I have many native speaking colleagues teaching English in countries all over the world. Many feel frustrated because few people seem to appreciate their ideas at work. These colleagues have largely embraced the somewhat romantic idea of the “traveling English teacher,” and are trying to build careers moving from one country to the next. It’s a nice idea, which many people do eventually make into a reality for themselves. Yet, if someone isn’t willing to stay long enough to invest themselves in one country’s future, should they really expect to have a say in how that country’s education works?

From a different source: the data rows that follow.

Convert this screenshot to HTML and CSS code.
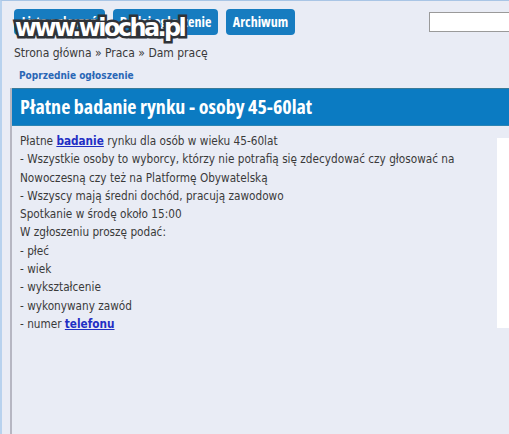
FILE: index.html
```html
<!DOCTYPE html>
<html lang="pl">
  <head>
    <title>Płatne badanie rynku - osoby 45-60lat</title>
    <meta charset="UTF-8">
    <link rel="stylesheet" href="styles.css">
  </head>
  <body>
    <header class="topbar">
      <nav class="menu">
        <a class="btn btn-list" href="">Lista ogłoszeń</a>
        <a class="btn btn-add" href="">Dodaj ogłoszenie</a>
        <a class="btn btn-archive" href="">Archiwum</a>
      </nav>
      <input class="search" type="text" name="q">
      <span class="watermark">www.wiocha.pl</span>
    </header>

    <div class="crumbs">Strona główna &raquo; Praca &raquo; Dam pracę</div>
    <div class="prev"><a href="">Poprzednie ogłoszenie</a></div>

    <main class="ad">
      <h1 class="ad-title">Płatne badanie rynku - osoby 45-60lat</h1>
      <div class="ad-body">
        <aside class="ad-side"></aside>
        <p class="ad-text">
          Płatne <a href="">badanie</a> rynku dla osób w wieku 45-60lat<br>
          - Wszystkie osoby to wyborcy, którzy nie potrafią się zdecydować czy głosować na Nowoczesną czy też na Platformę Obywatelską<br>
          - Wszyscy mają średni dochód, pracują zawodowo<br>
          Spotkanie w środę około 15:00<br>
          W zgłoszeniu proszę podać:<br>
          - płeć<br>
          - wiek<br>
          - wykształcenie<br>
          - wykonywany zawód<br>
          - numer <a href="">telefonu</a>
        </p>
      </div>
    </main>
  </body>
</html>
```

FILE: styles.css
```css
/* Page */

html {
  font-size: 12px;
}

body {
  margin: 0;
  height: 434px;
  overflow: hidden;
  background-color: #e9ecf5;
  border-top: 1px solid #a9c5e5;
  border-left: 2px solid #b8d2ee;
  font-family: "DejaVu Sans Condensed", "DejaVu Sans", sans-serif;
  color: #333;
}

/* Top menu */

.topbar {
  position: relative;
  display: flex;
  align-items: center;
  padding: 8px 0 0 12px;
}

.menu {
  display: flex;
  gap: 8px;
}

.btn {
  display: block;
  height: 26px;
  line-height: 26px;
  border-radius: 4px;
  background-color: #177cc0;
  color: white;
  font-family: "Open Sans", sans-serif;
  font-stretch: 75%;
  font-weight: bold;
  font-size: 14px;
  text-align: center;
  text-decoration: none;
  white-space: nowrap;
  overflow: hidden;
}

.btn-list {
  width: 91px;
}

.btn-add {
  width: 105px;
}

.btn-archive {
  width: 69px;
}

.search {
  margin-left: 134px;
  margin-top: 0;
  width: 90px;
  height: 18px;
  padding: 0;
  border: 1px solid #9a9a9a;
  background-color: white;
}

/* Site stamp drawn over the menu */
.watermark {
  position: absolute;
  left: 13px;
  top: 15px;
  line-height: 24px;
  font-family: "DejaVu Sans", sans-serif;
  font-weight: bold;
  font-size: 24px;
  letter-spacing: -2.6px;
  color: white;
  -webkit-text-stroke: 5px #2f3338;
  paint-order: stroke fill;
}

/* Breadcrumbs and navigation */

.crumbs {
  padding: 11px 0 0 12px;
  font-size: 12px;
  color: #3a3a3a;
}

.prev {
  padding: 8px 0 0 17px;
}

.prev a {
  font-size: 10px;
  font-weight: bold;
  color: #2a67b5;
  text-decoration: none;
}

/* Ad box */

.ad {
  margin: 6px 0 0 8px;
  min-height: 360px;
  border-left: 2px solid #b6b6c2;
}

.ad-title {
  margin: 0;
  height: 36px;
  line-height: 36px;
  padding-left: 8px;
  border-top: 1px solid #3a7b98;
  border-bottom: 1px solid #2c85b4;
  background-color: #0b7bc2;
  color: white;
  font-family: "Open Sans", sans-serif;
  font-stretch: 75%;
  font-size: 20px;
  font-weight: bold;
}

.ad-body {
  padding: 6px 0 0 8px;
}

.ad-side {
  float: right;
  width: 12px;
  height: 190px;
  margin-top: 6px;
  background-color: white;
}

.ad-text {
  margin: 0;
  padding-right: 30px;
  line-height: 18.3px;
  font-size: 11.7px;
  color: #3a3a3a;
}

.ad-text a {
  font-weight: bold;
  color: #1f2fc4;
}
```
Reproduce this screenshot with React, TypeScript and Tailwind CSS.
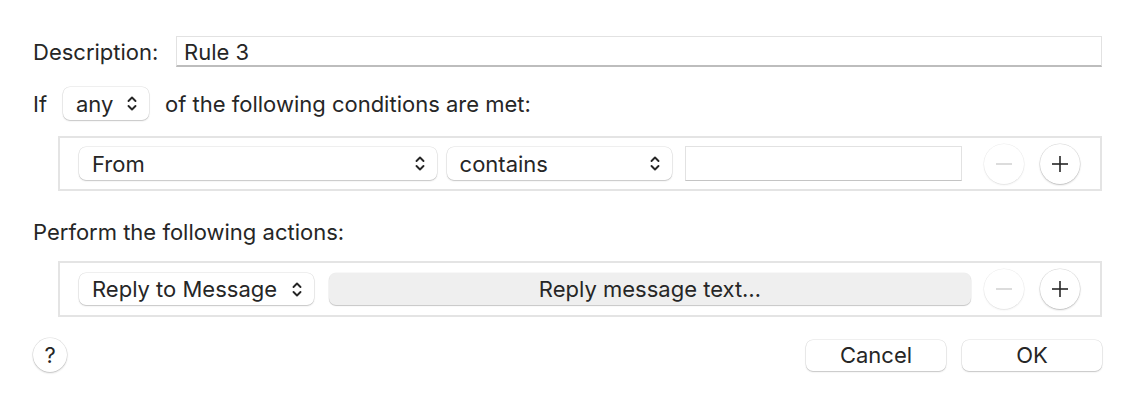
import React from 'react'

// macOS "Rules" edit sheet (Mail) – condition / action editor

const font = { fontFamily: 'Inter, "Noto Sans", sans-serif' }

function Chevrons() {
	return (
		<svg width="10" height="17" viewBox="0 0 10 17" className="shrink-0">
			<path d="M1.5 6 L5 2.5 L8.5 6" fill="none" stroke="#262626" strokeWidth="1.9" strokeLinecap="round" strokeLinejoin="round" />
			<path d="M1.5 11 L5 14.5 L8.5 11" fill="none" stroke="#262626" strokeWidth="1.9" strokeLinecap="round" strokeLinejoin="round" />
		</svg>
	)
}

function PopUp({ label, className }: { label: string; className: string }) {
	return (
		<div
			className={`flex items-center justify-between rounded-[7px] bg-white pl-[13px] pr-[12px] shadow-[0_0_0_0.5px_rgba(0,0,0,0.12),0_1px_1.5px_rgba(0,0,0,0.18)] ${className}`}
		>
			<span>{label}</span>
			<Chevrons />
		</div>
	)
}

function RoundButton({ kind }: { kind: 'plus' | 'minus' }) {
	const enabled = kind === 'plus'
	return (
		<div
			className={`flex h-[40px] w-[40px] shrink-0 items-center justify-center rounded-full bg-white ${
				enabled
					? 'shadow-[0_0_0_0.5px_rgba(0,0,0,0.14),0_1px_2px_rgba(0,0,0,0.2)]'
					: 'shadow-[0_0_0_0.5px_rgba(0,0,0,0.07),0_1px_2px_rgba(0,0,0,0.08)]'
			}`}
		>
			<svg width="20" height="20" viewBox="0 0 20 20">
				<path d="M2 10 H18" stroke={enabled ? '#262626' : '#d4d4d4'} strokeWidth="1.6" />
				{enabled && <path d="M10 2 V18" stroke="#262626" strokeWidth="1.6" />}
			</svg>
		</div>
	)
}

function PushButton({ label, className }: { label: string; className: string }) {
	return (
		<div
			className={`flex h-[31px] items-center justify-center rounded-[7px] bg-white shadow-[0_0_0_0.5px_rgba(0,0,0,0.12),0_1px_1.5px_rgba(0,0,0,0.18)] ${className}`}
		>
			{label}
		</div>
	)
}

export default function App() {
	return (
		<div
			className="flex h-[400px] w-[1134px] flex-col bg-white pl-[33px] pr-[32px] text-[22px] leading-none text-[#262626]"
			style={font}
		>
			{/* Description */}
			<div className="mt-[36px] flex h-[31px] items-center">
				<span className="w-[143px] shrink-0">Description:</span>
				<div className="flex h-[31px] flex-1 items-center border border-b-2 border-[#e2e2e2] border-b-[#bdbdbd] bg-white pl-[7px] pt-[2px]">
					Rule 3
				</div>
			</div>

			{/* Conditions header */}
			<div className="mt-[20px] flex h-[33px] items-center">
				<span className="w-[30px] shrink-0">If</span>
				<PopUp label="any" className="h-[33px] w-[86px]" />
				<span className="ml-[16px]">of the following conditions are met:</span>
			</div>

			{/* Condition row */}
			<div className="ml-[25px] mt-[16px] flex h-[55px] items-center border-2 border-[#e4e4e4] pl-[19px] pr-[20px]">
				<PopUp label="From" className="h-[33px] w-[358px]" />
				<PopUp label="contains" className="ml-[10px] h-[33px] w-[226px]" />
				<div className="ml-[13px] h-[35px] w-[277px] border border-[#e2e2e2] border-b-[#c4c4c4] bg-white" />
				<div className="ml-[22px]">
					<RoundButton kind="minus" />
				</div>
				<div className="ml-[16px]">
					<RoundButton kind="plus" />
				</div>
			</div>

			{/* Actions header */}
			<div className="mt-[30px] flex h-[22px] items-center">Perform the following actions:</div>

			{/* Action row */}
			<div className="ml-[25px] mt-[18px] flex h-[56px] items-center border-2 border-[#e4e4e4] pl-[19px] pr-[20px]">
				<PopUp label="Reply to Message" className="h-[32px] w-[235px]" />
				<div className="ml-[15px] flex h-[32px] w-[642px] items-center justify-center rounded-[7px] bg-[#efefef] shadow-[0_0_0_0.5px_rgba(0,0,0,0.06),0_1px_1px_rgba(0,0,0,0.2)]">
					Reply message text…
				</div>
				<div className="ml-[13px]">
					<RoundButton kind="minus" />
				</div>
				<div className="ml-[16px]">
					<RoundButton kind="plus" />
				</div>
			</div>

			{/* Footer */}
			<div className="mt-[21px] flex h-[34px] items-center">
				<div className="flex h-[34px] w-[34px] items-center justify-center rounded-full bg-white shadow-[0_0_0_0.5px_rgba(0,0,0,0.12),0_1px_2px_rgba(0,0,0,0.2)]">
					?
				</div>
				<div className="flex-1" />
				<PushButton label="Cancel" className="w-[140px]" />
				<PushButton label="OK" className="ml-[16px] w-[140px]" />
			</div>
		</div>
	)
}
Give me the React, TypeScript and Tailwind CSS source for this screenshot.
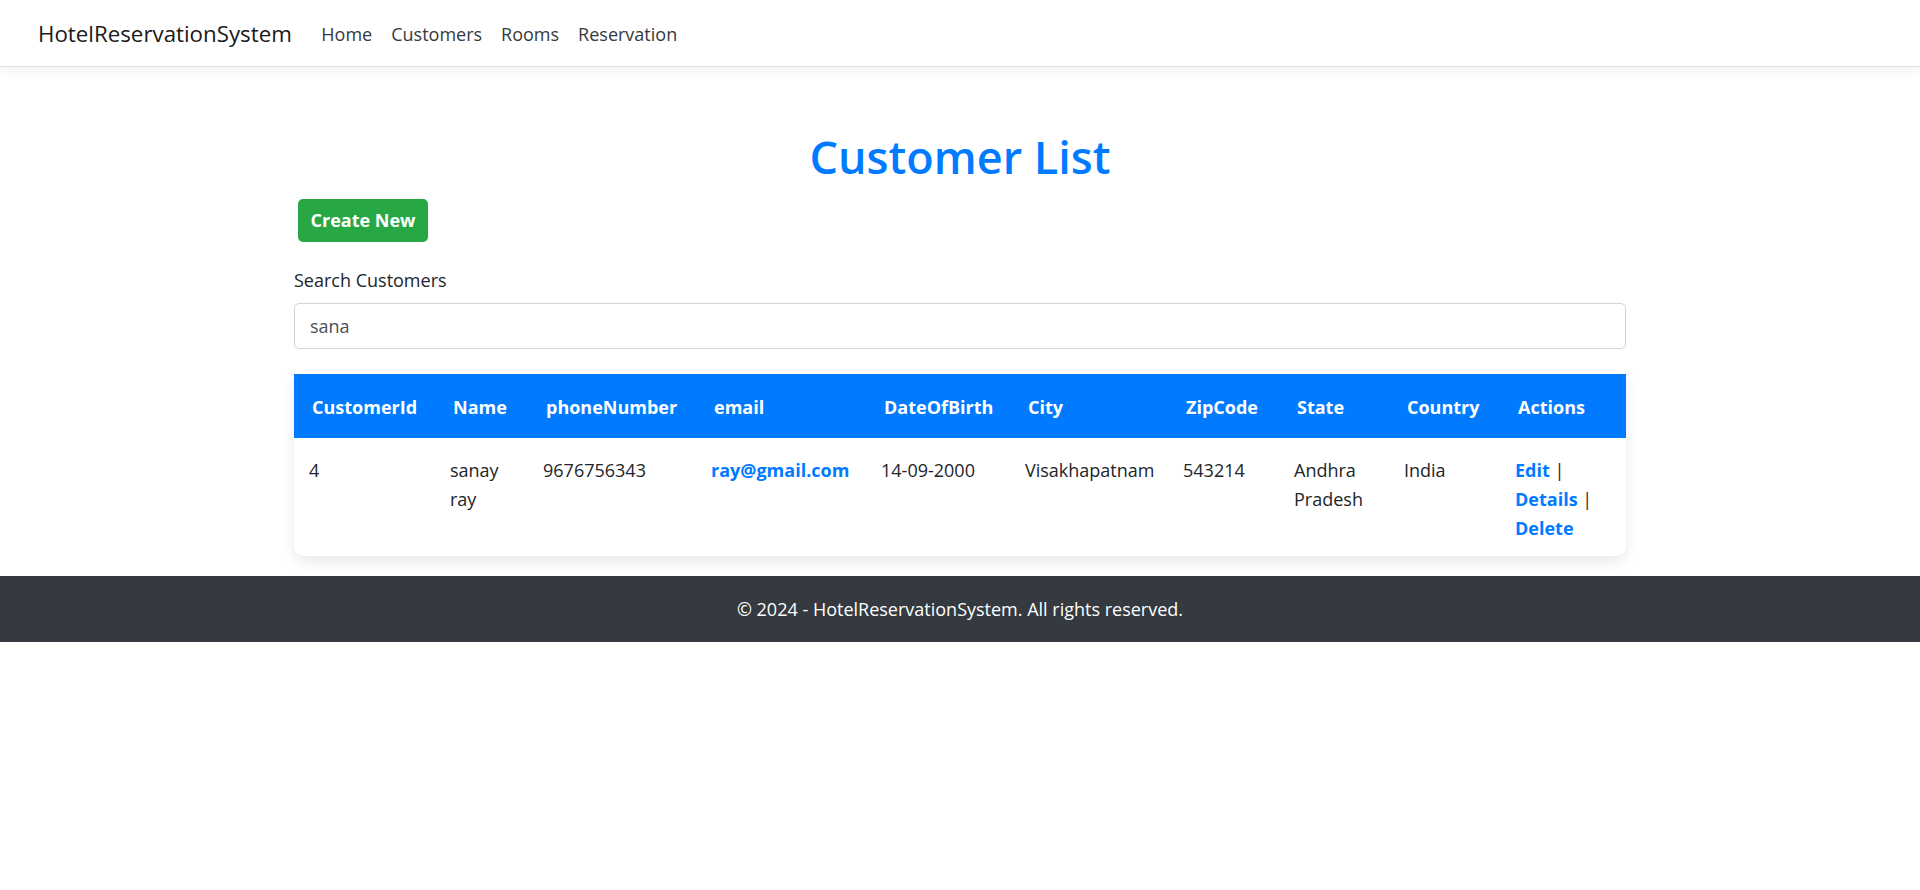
import React, { useState } from "react";

type Customer = {
    id: number;
    name: string;
    phone: string;
    email: string;
    dob: string;
    city: string;
    zip: string;
    state: string;
    country: string;
};

const customers: Customer[] = [
    {
        id: 4,
        name: "sanay ray",
        phone: "9676756343",
        email: "ray@gmail.com",
        dob: "14-09-2000",
        city: "Visakhapatnam",
        zip: "543214",
        state: "Andhra Pradesh",
        country: "India",
    },
];

const columns = [
    { label: "CustomerId", width: "w-[141px]" },
    { label: "Name", width: "w-[93px]" },
    { label: "phoneNumber", width: "w-[168px]" },
    { label: "email", width: "w-[170px]" },
    { label: "DateOfBirth", width: "w-[144px]" },
    { label: "City", width: "w-[158px]" },
    { label: "ZipCode", width: "w-[111px]" },
    { label: "State", width: "w-[110px]" },
    { label: "Country", width: "w-[111px]" },
    { label: "Actions", width: "w-[126px]" },
];

const Navbar = () => (
    <nav className="h-[67px] pt-[2px] flex items-center px-[38px] bg-white border-b border-[#dee2e6] shadow-[0_4px_12px_rgba(0,0,0,0.05)]">
        <a href="#" className="text-[22.3px] text-[#1a1a1a] mr-[20px] leading-none">
            HotelReservationSystem
        </a>
        <ul className="flex items-center">
            {["Home", "Customers", "Rooms", "Reservation"].map((item) => (
                <li key={item}>
                    <a href="#" className="block px-[9.5px] text-[18px] text-[#343a40] leading-none">
                        {item}
                    </a>
                </li>
            ))}
        </ul>
    </nav>
);

const App = () => {
    const [search, setSearch] = useState("sana");

    return (
        <div className="min-h-[890px] bg-white text-[#212529] font-['Segoe_UI','Open_Sans',sans-serif] text-[18px]">
            <Navbar />

            <main className="w-[1332px] mx-auto pt-[63px]">
                <h1 className="text-center text-[45px] leading-[54px] font-semibold text-[#007bff]">
                    Customer List
                </h1>

                <a
                    href="#"
                    className="mt-[15px] ml-[4px] flex items-center justify-center w-[130px] h-[43px] rounded-[5px] bg-[#28a745] text-white font-bold text-[18px]"
                >
                    Create New
                </a>

                <div className="mt-[24px]">
                    <label className="block leading-[29px] mb-[8px]">Search Customers</label>
                    <input
                        value={search}
                        onChange={(e) => setSearch(e.target.value)}
                        className="w-full h-[46px] px-[15px] border border-[#ced4da] rounded-[5px] text-[18px] text-[#495057] outline-none"
                    />
                </div>

                <div className="mt-[25px] rounded-b-[10px] bg-white shadow-[0_6px_14px_rgba(0,0,0,0.09)] overflow-hidden">
                    <table className="w-full table-fixed border-collapse">
                        <colgroup>
                            {columns.map((col) => (
                                <col key={col.label} className={col.width} />
                            ))}
                        </colgroup>
                        <thead>
                            <tr className="bg-[#007bff] text-white">
                                {columns.map((col) => (
                                    <th
                                        key={col.label}
                                        className="text-left font-bold px-[18px] pt-[19px] pb-[16px] leading-[29px] whitespace-nowrap"
                                    >
                                        {col.label}
                                    </th>
                                ))}
                            </tr>
                        </thead>
                        <tbody>
                            {customers
                                .filter((c) => c.name.includes(search))
                                .map((c) => (
                                    <tr key={c.id} className="align-top leading-[28.8px]">
                                        <td className="pl-[15px] pr-[10px] pt-[18px] pb-[14px]">{c.id}</td>
                                        <td className="pl-[15px] pr-[10px] pt-[18px] pb-[14px]">{c.name}</td>
                                        <td className="pl-[15px] pr-[10px] pt-[18px] pb-[14px]">{c.phone}</td>
                                        <td className="pl-[15px] pr-[10px] pt-[18px] pb-[14px]">
                                            <a href="#" className="font-bold text-[#007bff]">{c.email}</a>
                                        </td>
                                        <td className="pl-[15px] pr-[10px] pt-[18px] pb-[14px]">{c.dob}</td>
                                        <td className="pl-[15px] pr-[10px] pt-[18px] pb-[14px] whitespace-nowrap">{c.city}</td>
                                        <td className="pl-[15px] pr-[10px] pt-[18px] pb-[14px]">{c.zip}</td>
                                        <td className="pl-[15px] pr-[10px] pt-[18px] pb-[14px]">
                                            Andhra
                                            <br />
                                            Pradesh
                                        </td>
                                        <td className="pl-[15px] pr-[10px] pt-[18px] pb-[14px]">{c.country}</td>
                                        <td className="pl-[15px] pr-[10px] pt-[18px] pb-[14px]">
                                            <a href="#" className="font-bold text-[#007bff]">Edit</a> |
                                            <br />
                                            <a href="#" className="font-bold text-[#007bff]">Details</a> |
                                            <br />
                                            <a href="#" className="font-bold text-[#007bff]">Delete</a>
                                        </td>
                                    </tr>
                                ))}
                        </tbody>
                    </table>
                </div>
            </main>

            <footer className="mt-[20px] h-[66px] bg-[#343a40] text-white flex items-center justify-center text-[18px]">
                © 2024 - HotelReservationSystem. All rights reserved.
            </footer>
        </div>
    );
};

export default App;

What about people like Chad? He was hired because he’s a native speaker of English. This means that he was not hired because of any skills that make him individually valuable to the school. Another way of saying this is that he was hired to be a “professional foreigner,’ and as a consequence, he can easily be replaced by another foreigner. His “foreignness” and his “native-speaker-ness” are symbolic of the purpose behind his job, and this makes him a prop, not a professional. Is he being exploited?
And Sakiko? She’s obviously invested a great deal of herself into the English teaching field. Shouldn’t her compensation, at least, be different from Chad’s?
What does it mean to be an English teaching professional? Is it the ability to speak English? The ability to teach English? The professional credentials attendant to both? Or a combination of tangible and intangible elements—like the ability to speak English coupled with the ability to think creatively and connect with people from different cultures?
I don’t know.
But I know one thing: if I were Sakiko, I’d be pretty angry.